In contrast, scrapers tend to suck in anything and everything indiscriminately.
Lets say my site has content A, and yours content B. You don't scrape me or vice versa but ..
Suppose Google finds A + B on site S (scraper) along with D,E,F,G and the dog and the cat
and loads of ads. That's a lot of computing yes, but so is PR and other things they already do.
A relatively simple algorithm should pinpoint the scraper in such a case.
3) Google could put up a Scraper Report Form. I hesitate to suggest this as it could lead
to abuses. -Larry
Yes - far to much abuse - people could report sites like Kelkoo, Amazon etc if they are competing in their niche as they carry the same product details etc. (Some may say it is valid but where do you draw the line)
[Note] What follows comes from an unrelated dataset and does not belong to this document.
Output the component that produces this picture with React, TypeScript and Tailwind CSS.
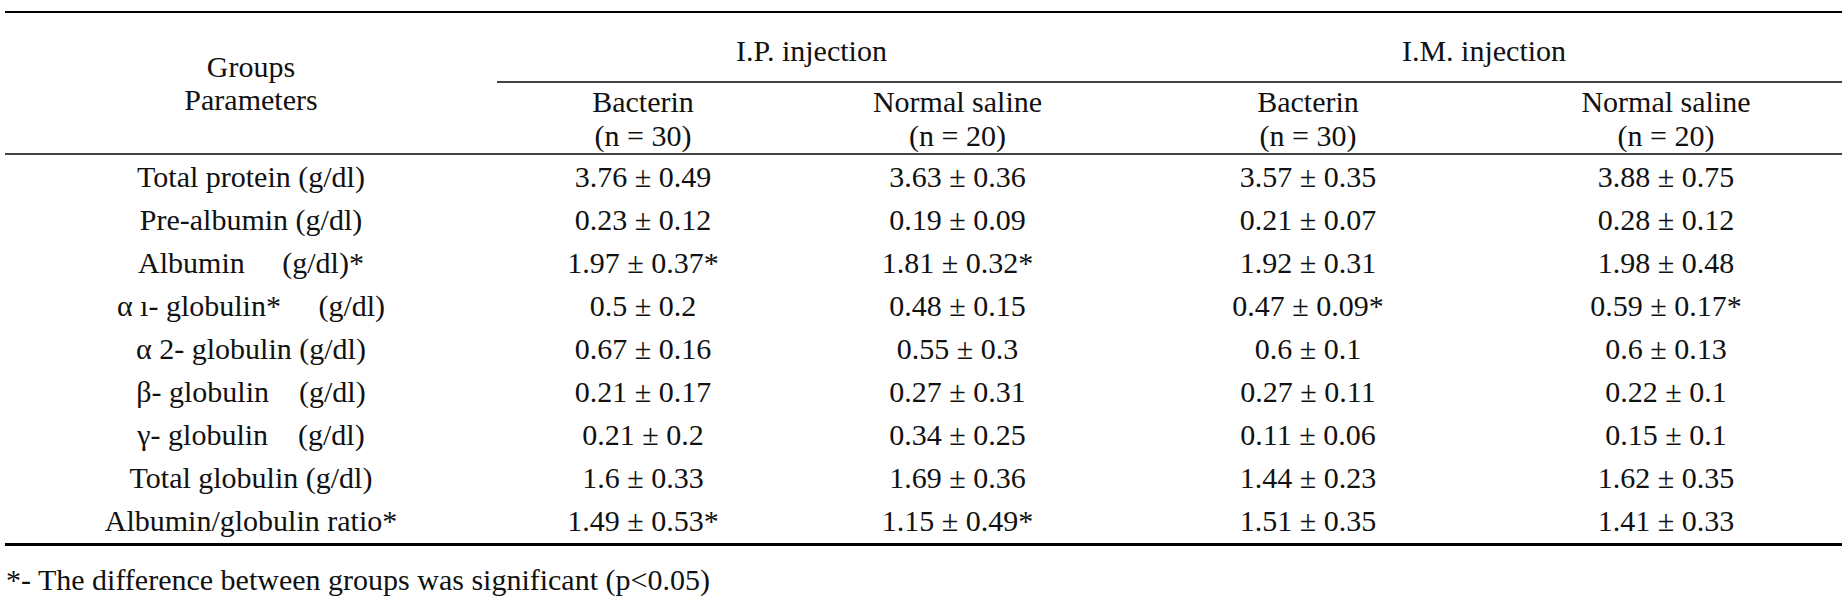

For the record I have reported 4 scraper sites in the last week and they have all been removed (well done G)
"I would add to your definition that they build sites around certain keywords and the content they scrape is put on static pages so that they can rank highly for those keywords."
The only reason I don't add that to my definition is that not all scrapers do so, yet they remain
scrapers. Heck if I know why, but there are sites that just copy other sites with no rhyme or reason.
"Ask Jeeves is doin it..LOL "
AJ does lots of thinks I don't like. They FRAME their found sites as if they owned them.
I'd be more pissed if they were in the major leagues.
I haven't tried this yet. Suppose I search AJ for "Google Search". Clicking on Google,
would I be able to run a G search within an AJ frame? What does G think of that? -Larry
That didn't work. AJ is content to cage Google up in their first frame. Best wishes - Larry
I think we hit the nail on the head right here. People are really complaining because they don't like competition, not because their content is being jacked.
People are calling 'scraper' like they call 'noob' in shoot em up games. In the end, any motivated person can make a junk site with thematic content, and NOT use copyrighted material. So who are you going to file your complaints with then?
And for what reason, because you don't like their
tacky design, poor coding, bad spelling? There's a million of legit mom and pop websites that exhibit these traits.. what makes you the site police?